Would it be better if people didn’t make these kinds of songs? Maybe. I’m sure that if two people are mad at each other, or two groups of people, having verbal taunts and threats of violence blasting out of passing car stereos can’t help cooler heads prevail. It’s more difficult to take things back that have been said in public. (And thus, publicizing rap beef, even with an overwrought blog post on a website with a poetry section, becomes problematic.) In most cases, I would think that if a situation is really headed towards violence, it would get there with or without the personal soundtrack and the sensationalist news coverage to prod it along. But I don’t want to let reckless rappers, or myself, off the hook too easy. (Excuse me, that should be, “off the heezy too easy.”) The gladiatorial elements of boxing and football and certain reality television shows already bother me a lot. Shouldn’t the fact that I find entertainment in other people’s strife, even that which I know could lead to real-life violence, bother me too?
The fact that the stuff is so often lucrative makes all this worse. Rap beef is a proven career strategy. (Controversy sells, you might have heard.) Artists have made lots of money by airing their personal grievances on record.

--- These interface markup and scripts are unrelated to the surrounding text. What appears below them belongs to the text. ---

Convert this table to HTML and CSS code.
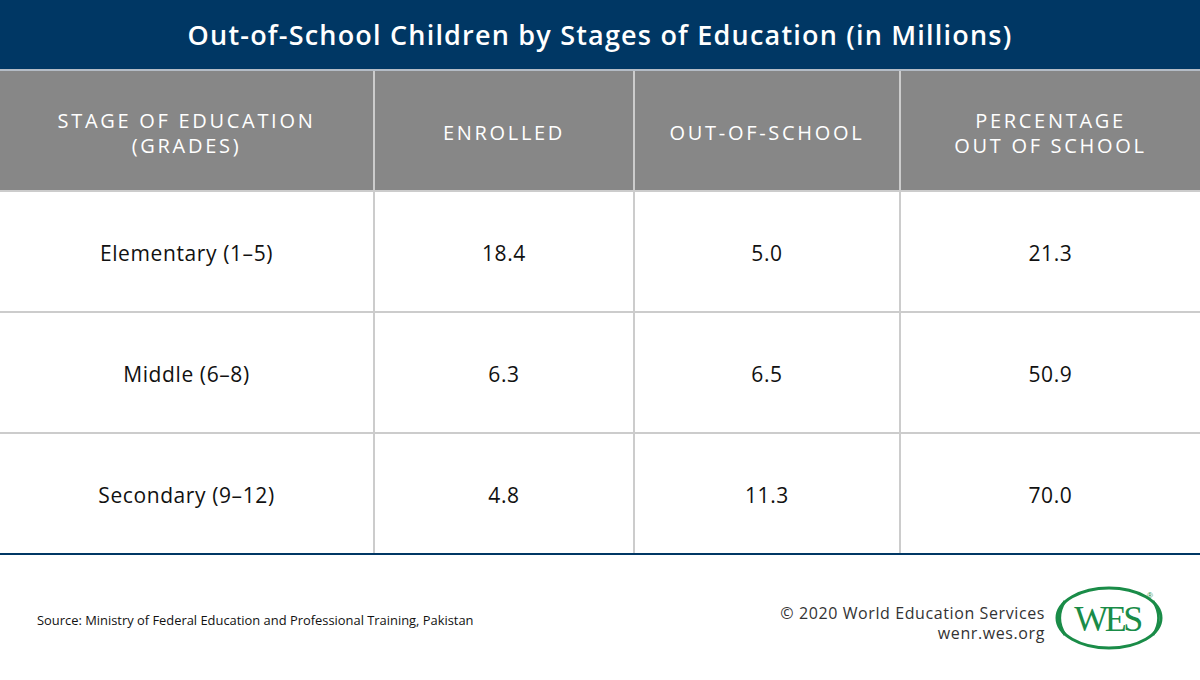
FILE: index.html
```html
<!DOCTYPE html>
<html>
<head>
<meta charset="utf-8">
<link rel="stylesheet" href="styles.css">
</head>
<body>
<div class="page">
  <div class="title">Out-of-School Children by Stages of Education (in Millions)</div>
  <div class="grid">
    <div class="cell head">STAGE OF EDUCATION<br>(GRADES)</div>
    <div class="cell head">ENROLLED</div>
    <div class="cell head">OUT-OF-SCHOOL</div>
    <div class="cell head">PERCENTAGE<br>OUT OF SCHOOL</div>

    <div class="cell">Elementary (1–5)</div>
    <div class="cell">18.4</div>
    <div class="cell">5.0</div>
    <div class="cell">21.3</div>

    <div class="cell">Middle (6–8)</div>
    <div class="cell">6.3</div>
    <div class="cell">6.5</div>
    <div class="cell">50.9</div>

    <div class="cell">Secondary (9–12)</div>
    <div class="cell">4.8</div>
    <div class="cell">11.3</div>
    <div class="cell">70.0</div>
  </div>
  <div class="footer">
    <div class="source">Source: Ministry of Federal Education and Professional Training, Pakistan</div>
    <div class="credit">
      <div class="credit-text">
        <div>© 2020 World Education Services</div>
        <div>wenr.wes.org</div>
      </div>
      <div class="logo">
        <svg width="114" height="68" viewBox="0 0 114 68">
          <ellipse cx="56" cy="35" rx="52" ry="30" fill="none" stroke="#1a8c48" stroke-width="3"/>
          <path d="M12 18 Q1 35 12 52" fill="none" stroke="#1a8c48" stroke-width="3.2"/>
          <path d="M100 18 Q111 35 100 52" fill="none" stroke="#1a8c48" stroke-width="2.6"/>
          <text x="54" y="48" text-anchor="middle" class="logo-text">WES</text>
          <text x="97" y="15" text-anchor="middle" class="logo-reg">®</text>
        </svg>
      </div>
    </div>
  </div>
</div>
</body>
</html>
```

FILE: styles.css
```css
* { box-sizing: border-box; }
html, body { margin: 0; padding: 0; background: #ffffff; }
.page {
  width: 1200px;
  height: 680px;
  display: flex;
  flex-direction: column;
  font-family: "Open Sans", "Noto Sans", sans-serif;
  overflow: hidden;
}
.title {
  height: 71px;
  background: #003764;
  border-bottom: 2px solid #b4bcc6;
  color: #ffffff;
  font-size: 27px;
  font-weight: 600;
  letter-spacing: 1.2px;
  display: flex;
  align-items: center;
  justify-content: center;
  padding-bottom: 1px;
}
.grid {
  display: grid;
  grid-template-columns: 373px 258px 264px 1fr;
  grid-template-rows: 119px 119px 119px 119px;
  column-gap: 2px;
  row-gap: 2px;
  background: #cccccc;
  border-bottom: 2px solid #003764;
}
.cell {
  background: #ffffff;
  display: flex;
  align-items: center;
  justify-content: center;
  text-align: center;
  font-size: 21px;
  letter-spacing: 0.6px;
  color: #111111;
  padding-top: 3px;
}
.cell.head {
  background: #878787;
  color: #ffffff;
  font-size: 20px;
  letter-spacing: 2.7px;
  line-height: 25px;
  padding-top: 4px;
}
.footer {
  flex: 1;
  display: flex;
  align-items: center;
  justify-content: space-between;
  padding: 0 33px 0 37px;
}
.source {
  font-size: 12.9px;
  color: #111111;
  margin-top: 4px;
}
.credit {
  display: flex;
  align-items: center;
  gap: 8px;
}
.credit-text {
  text-align: right;
  font-size: 16px;
  letter-spacing: 0.6px;
  line-height: 20px;
  color: #333333;
  margin-top: 10px;
}
.logo { display: flex; margin-top: -2px; }
.logo-text {
  font-family: "Liberation Serif", serif;
  font-size: 36px;
  fill: #1a8c48;
  letter-spacing: -3.5px;
}
.logo-reg {
  font-family: "Liberation Sans", sans-serif;
  font-size: 8px;
  fill: #1a8c48;
}
```
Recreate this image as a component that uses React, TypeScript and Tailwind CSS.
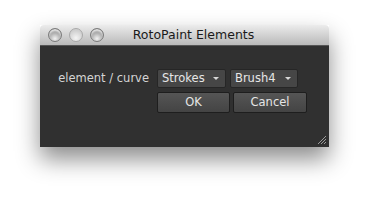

Many of them having done so as calculatedly as chess masters; some of them having surely concocted some umbrage, or at least exaggerated it, in order to create a spark. It’s a horrible thought that someone might have found his or herself weighing the risk of being punched or shot at versus the potential rewards of press attention and record sales. (And so compounds my guilt, theoretically, if I have contributed to the rewarding.) I’ve always suspected that we’ll someday learn that at least one of history’s high-profile rap beefs was in fact a ruse: two artists, friends, deciding to stage a dispute for mutual gain. Like professional wrestling: “The Great Rap-n-Roll Swindle.” In 2009, Jim Jones admitted he once floated such an idea to his old friend and Diplomats partner Cam’ron, before the two suffered a real-and-actual falling out (or did they?) — and, of course, a subsequent reunion. Daz and Kurupt of the Dog Pound were supposedly very mad at each other for a very short time six or seven years ago. I was half-expecting them to start cracking up in the middle of the interviews they did about it at the time.

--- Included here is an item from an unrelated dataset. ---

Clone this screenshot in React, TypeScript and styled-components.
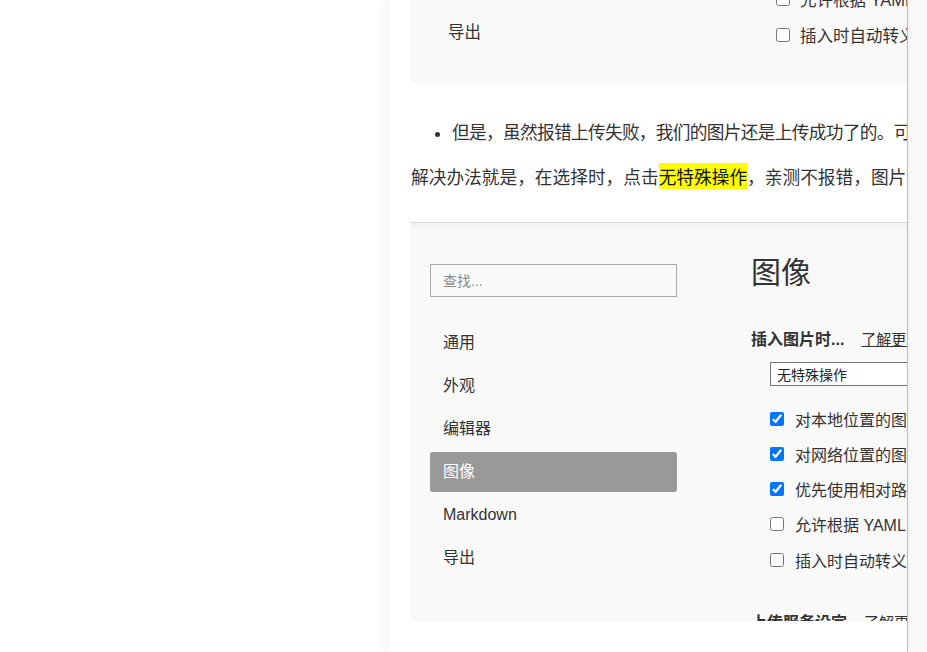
import React from "react";
import styled, { createGlobalStyle } from "styled-components";

const Global = createGlobalStyle`
  html, body { margin: 0; padding: 0; background: #fff; }
  body { font-family: "Noto Sans CJK SC", "Liberation Sans", sans-serif; color: #333; }
  #root { width: 927px; height: 652px; }
`;

const uiFont = `"Liberation Sans", "Noto Sans CJK SC", sans-serif`;

const Page = styled.div`
  display: flex;
  width: 927px;
  height: 652px;
  overflow: hidden;
  background: #fff;
`;

const Blank = styled.div`
  flex: 0 0 389px;
`;

const Article = styled.main`
  flex: 0 0 518px;
  box-sizing: border-box;
  padding-left: 22px;
  background: #fff;
  overflow: hidden;
  box-shadow: -4px 0 14px rgba(0, 0, 0, 0.05);
  position: relative;
  z-index: 1;
`;

const Rail = styled.div`
  flex: 0 0 19px;
  border-left: 1px solid #bdbdbd;
  background: #f8f8f8;
`;

/* ---------- screenshot 1 (bottom of settings window) ---------- */
const ShotTop = styled.div`
  width: 720px;
  height: 83px;
  background: #f9f9f9;
  overflow: hidden;
  display: grid;
  grid-template-columns: 365px 1fr;
  font-family: ${uiFont};
`;

const ShotTopNav = styled.div`
  padding: 12px 0 0 37px;
  font-size: 16.5px;
  line-height: 40px;
  color: #333;
`;

const ShotTopChecks = styled.div`
  margin-top: -19px;
  display: flex;
  flex-direction: column;
`;

const CheckRow = styled.label<{ $h: number; $fs: number; $gap: number }>`
  display: flex;
  align-items: center;
  height: ${(p) => p.$h}px;
  gap: ${(p) => p.$gap}px;
  font-size: ${(p) => p.$fs}px;
  color: #333;
  white-space: nowrap;
`;

const Box = styled.input.attrs({ type: "checkbox", readOnly: true })`
  width: 14px;
  height: 14px;
  margin: 0;
  flex: 0 0 14px;
  accent-color: #0075ff;
`;

/* ---------- article text ---------- */
const List = styled.ul`
  margin: 34px 0 0;
  padding-left: 41px;
`;

const Item = styled.li`
  font-size: 17.7px;
  line-height: 28px;
  letter-spacing: -0.7px;
  white-space: nowrap;
  color: #333;

  &::marker {
    font-size: 14px;
  }
`;

const Para = styled.p`
  margin: 17px 0 0;
  font-size: 17.7px;
  line-height: 28px;
  white-space: nowrap;
  color: #333;
`;

const Mark = styled.mark`
  background: #ffff00;
  color: #111;
`;

/* ---------- screenshot 2 (settings window) ---------- */
const ShotMain = styled.div`
  margin-top: 32px;
  width: 720px;
  height: 399px;
  box-sizing: border-box;
  border-top: 1px solid #d6d6d6;
  background: linear-gradient(#f1f1f1, #f9f9f9 8px);
  overflow: hidden;
  display: grid;
  grid-template-columns: 247px 1fr;
  column-gap: 74px;
  padding-left: 19px;
  font-family: ${uiFont};
`;

const Sidebar = styled.nav`
  padding-top: 41px;
  display: flex;
  flex-direction: column;
`;

const Search = styled.div`
  height: 33px;
  box-sizing: border-box;
  border: 1px solid #a9a9a9;
  background: #fafafa;
  padding: 0 0 2px 12px;
  display: flex;
  align-items: center;
  font-size: 14px;
  color: #8a8a8a;
`;

const NavList = styled.div`
  margin-top: 26px;
  display: flex;
  flex-direction: column;
  gap: 3px;
`;

const NavItem = styled.div<{ $active?: boolean }>`
  height: 40px;
  line-height: 40px;
  padding-left: 13px;
  border-radius: 3px;
  font-size: 16px;
  color: ${(p) => (p.$active ? "#fff" : "#333")};
  background: ${(p) => (p.$active ? "#999" : "transparent")};
`;

const Panel = styled.section`
  padding-top: 29px;
  display: flex;
  flex-direction: column;
  white-space: nowrap;
`;

const PanelTitle = styled.h1`
  margin: 0;
  font-size: 30px;
  line-height: 36px;
  font-weight: normal;
  color: #333;
  font-family: "Noto Sans CJK SC", sans-serif;
`;

const GroupHead = styled.div<{ $mt: number }>`
  margin-top: ${(p) => p.$mt}px;
  display: flex;
  align-items: baseline;
  gap: 17px;
  line-height: 24px;
`;

const GroupName = styled.span`
  font-size: 16px;
  font-weight: bold;
  color: #333;
`;

const More = styled.a`
  font-size: 15px;
  color: #333;
  text-decoration: underline;
`;

const Select = styled.div`
  margin: 10px 0 0 19px;
  width: 320px;
  height: 24px;
  box-sizing: border-box;
  border: 1px solid #767676;
  background: #fff;
  padding: 0 0 1px 6px;
  display: flex;
  align-items: center;
  font-size: 14px;
  color: #222;
`;

const Checks = styled.div`
  margin: 15px 0 0 19px;
  display: flex;
  flex-direction: column;
`;

const navItems = ["通用", "外观", "编辑器", "图像", "Markdown", "导出"];

const options: { label: string; checked: boolean }[] = [
  { label: "对本地位置的图片应用上述规则", checked: true },
  { label: "对网络位置的图片应用上述规则", checked: true },
  { label: "优先使用相对路径", checked: true },
  { label: "允许根据 YAML 设置自动上传图片", checked: false },
  { label: "插入时自动转义图片 URL", checked: false },
];

export default function App() {
  return (
    <>
      <Global />
      <Page>
        <Blank />
        <Article>
          <ShotTop>
            <ShotTopNav>导出</ShotTopNav>
            <ShotTopChecks>
              <CheckRow $h={36} $fs={16.5} $gap={10}>
                <Box checked={false} />
                允许根据 YAML 设置自动上传图片
              </CheckRow>
              <CheckRow $h={36} $fs={16.5} $gap={10}>
                <Box checked={false} />
                插入时自动转义图片 URL
              </CheckRow>
            </ShotTopChecks>
          </ShotTop>

          <List>
            <Item>但是，虽然报错上传失败，我们的图片还是上传成功了的。可以在图床中看到。</Item>
          </List>
          <Para>
            解决办法就是，在选择时，点击<Mark>无特殊操作</Mark>，亲测不报错，图片正常插入。
          </Para>

          <ShotMain>
            <Sidebar>
              <Search>查找...</Search>
              <NavList>
                {navItems.map((n) => (
                  <NavItem key={n} $active={n === "图像"}>
                    {n}
                  </NavItem>
                ))}
              </NavList>
            </Sidebar>
            <Panel>
              <PanelTitle>图像</PanelTitle>
              <GroupHead $mt={40}>
                <GroupName>插入图片时...</GroupName>
                <More>了解更多</More>
              </GroupHead>
              <Select>无特殊操作</Select>
              <Checks>
                {options.map((o) => (
                  <CheckRow key={o.label} $h={35.25} $fs={16} $gap={11}>
                    <Box checked={o.checked} />
                    {o.label}
                  </CheckRow>
                ))}
              </Checks>
              <GroupHead $mt={34}>
                <GroupName>上传服务设定</GroupName>
                <More>了解更多</More>
              </GroupHead>
            </Panel>
          </ShotMain>
        </Article>
        <Rail />
      </Page>
    </>
  );
}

Certainly, though, much of the bad blood is real. It’s a small, incestuous scene, the rap world, full of professional competition and jealousy and paranoia and perceived slights. And love triangles. And so, so much testosterone. And crews too eager to prove their mettle. And again, guns. The potential to do harm boasted about in beef songs is real.

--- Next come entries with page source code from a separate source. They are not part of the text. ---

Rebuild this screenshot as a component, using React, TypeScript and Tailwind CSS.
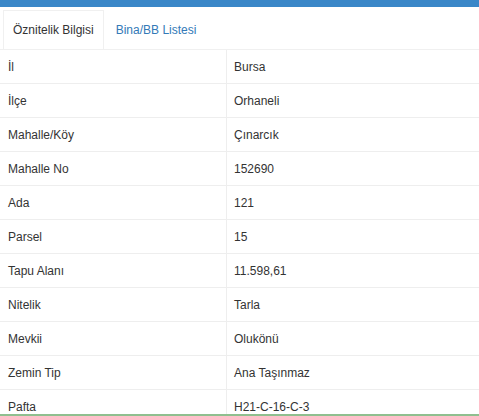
const rows: [string, string][] = [
  ["İl", "Bursa"],
  ["İlçe", "Orhaneli"],
  ["Mahalle/Köy", "Çınarcık"],
  ["Mahalle No", "152690"],
  ["Ada", "121"],
  ["Parsel", "15"],
  ["Tapu Alanı", "11.598,61"],
  ["Nitelik", "Tarla"],
  ["Mevkii", "Olukönü"],
  ["Zemin Tip", "Ana Taşınmaz"],
  ["Pafta", "H21-C-16-C-3"],
];

export default function App() {
  return (
    <div
      className="w-[479px] h-[416px] overflow-hidden bg-white text-[12px] text-[#333]"
      style={{ fontFamily: '"Liberation Sans", Arial, sans-serif' }}
    >
      <div className="h-[7px] bg-[#3a87c8]" />
      <div className="flex px-[3px] pt-[3px] border-b border-[#f0f0f0]">
        <div className="px-[9px] h-[39px] flex items-center border border-b-0 border-[#f0f0f0] bg-white -mb-px">
          Öznitelik Bilgisi
        </div>
        <div className="ml-[2px] px-[10px] h-[39px] flex items-center text-[#337ab7]">
          Bina/BB Listesi
        </div>
      </div>
      <div className="h-[366px] overflow-hidden border-b-2 border-[#8fbf8f]">
        {rows.map(([k, v]) => (
          <div key={k} className="flex h-[34px] border-b border-[#eee]">
            <div className="w-[227px] shrink-0 pl-[8px] flex items-center border-r border-[#eee]">
              {k}
            </div>
            <div className="pl-[7px] flex items-center">{v}</div>
          </div>
        ))}
      </div>
    </div>
  );
}
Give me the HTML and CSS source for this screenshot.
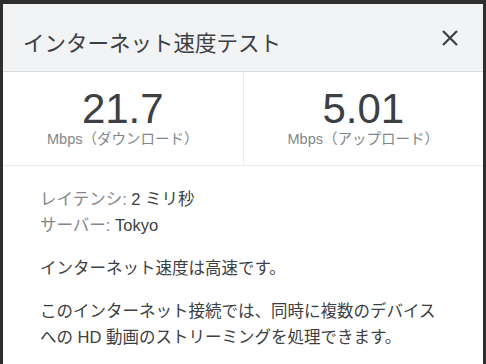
FILE: index.html
```html
<!DOCTYPE html>
<html lang="ja">
<head>
    <meta charset="UTF-8">
    <title>インターネット速度テスト</title>
    <link rel="stylesheet" href="styles.css">
</head>
<body>

    <div class="dialog">
        <!-- Header -->
        <div class="dialog-header">
            <h1>インターネット速度テスト</h1>
            <span class="close-btn">
                <svg width="18" height="18" viewBox="0 0 18 18">
                    <path d="M2 2 L16 16 M16 2 L2 16" stroke="#3c4043" stroke-width="2.2" fill="none"/>
                </svg>
            </span>
        </div>

        <!-- Speed results -->
        <div class="stats">
            <div class="stat">
                <div class="stat-value">21.7</div>
                <div class="stat-label">Mbps（ダウンロード）</div>
            </div>
            <div class="stat">
                <div class="stat-value">5.01</div>
                <div class="stat-label">Mbps（アップロード）</div>
            </div>
        </div>

        <!-- Details -->
        <div class="details">
            <div class="info">
                <div><span class="muted">レイテンシ:</span> 2 ミリ秒</div>
                <div><span class="muted">サーバー:</span> Tokyo</div>
            </div>
            <p>インターネット速度は高速です。</p>
            <p>このインターネット接続では、同時に複数のデバイスへの HD 動画のストリーミングを処理できます。</p>
        </div>
    </div>

</body>
</html>
```

FILE: styles.css
```css
body {
    margin: 0;
    background-color: #2e2e2e;
    font-family: "Liberation Sans", "Noto Sans CJK JP", sans-serif;
    color: #3c4043;
}
.dialog {
    margin: 4px 3px 0;
    height: 360px;
    background: #fff;
    overflow: hidden;
}
.dialog-header {
    display: flex;
    align-items: center;
    justify-content: space-between;
    height: 67px;
    padding: 0 24px 0 20px;
    background: #f1f3f4;
    border-bottom: 1px solid #dadce0;
}
.dialog-header h1 {
    margin: 0;
    font-size: 21.5px;
    font-weight: 400;
    color: #3c4043;
    padding-top: 8px;
}
.close-btn {
    display: flex;
}
.stats {
    display: flex;
    border-bottom: 1px solid #e8eaed;
}
.stat {
    flex: 1;
    text-align: center;
    padding: 16px 0 18px;
}
.stat + .stat {
    border-left: 1px solid #e8eaed;
}
.stat-value {
    font-size: 42px;
    line-height: 42px;
    color: #3c4043;
}
.stat-label {
    margin-top: 1px;
    font-size: 14.5px;
    line-height: 16px;
    color: #80868b;
}
.details {
    padding: 20px 37px 0;
    font-size: 16.5px;
    line-height: 26px;
}
.muted {
    color: #80868b;
}
.details p {
    margin: 17px 0 0;
}
```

But would I want these songs to not exist? I don’t think so. I can say something like, I wish they didn’t have to exist, or, I wish the sentiments they express didn’t exist, or, I wish people never got mad at each other and that there was never any reason for anyone to fight anyone else. But that’s a fantasy world, obviously. And as long as people are having such feelings, any feelings, I’m glad they make art out of them. Even if I am tangentially complicit in enjoying it, or writing about it. Good art is worth a lot.
But here’s hoping it stays as art. Or, even better, that Pusha T and Lil Wayne are at this very moment sitting on the back of a tour bus together, laughing, eating cereal, toasting the success of their ingenious cross-marketing campaign. I’d be happy to be that kind of dupe.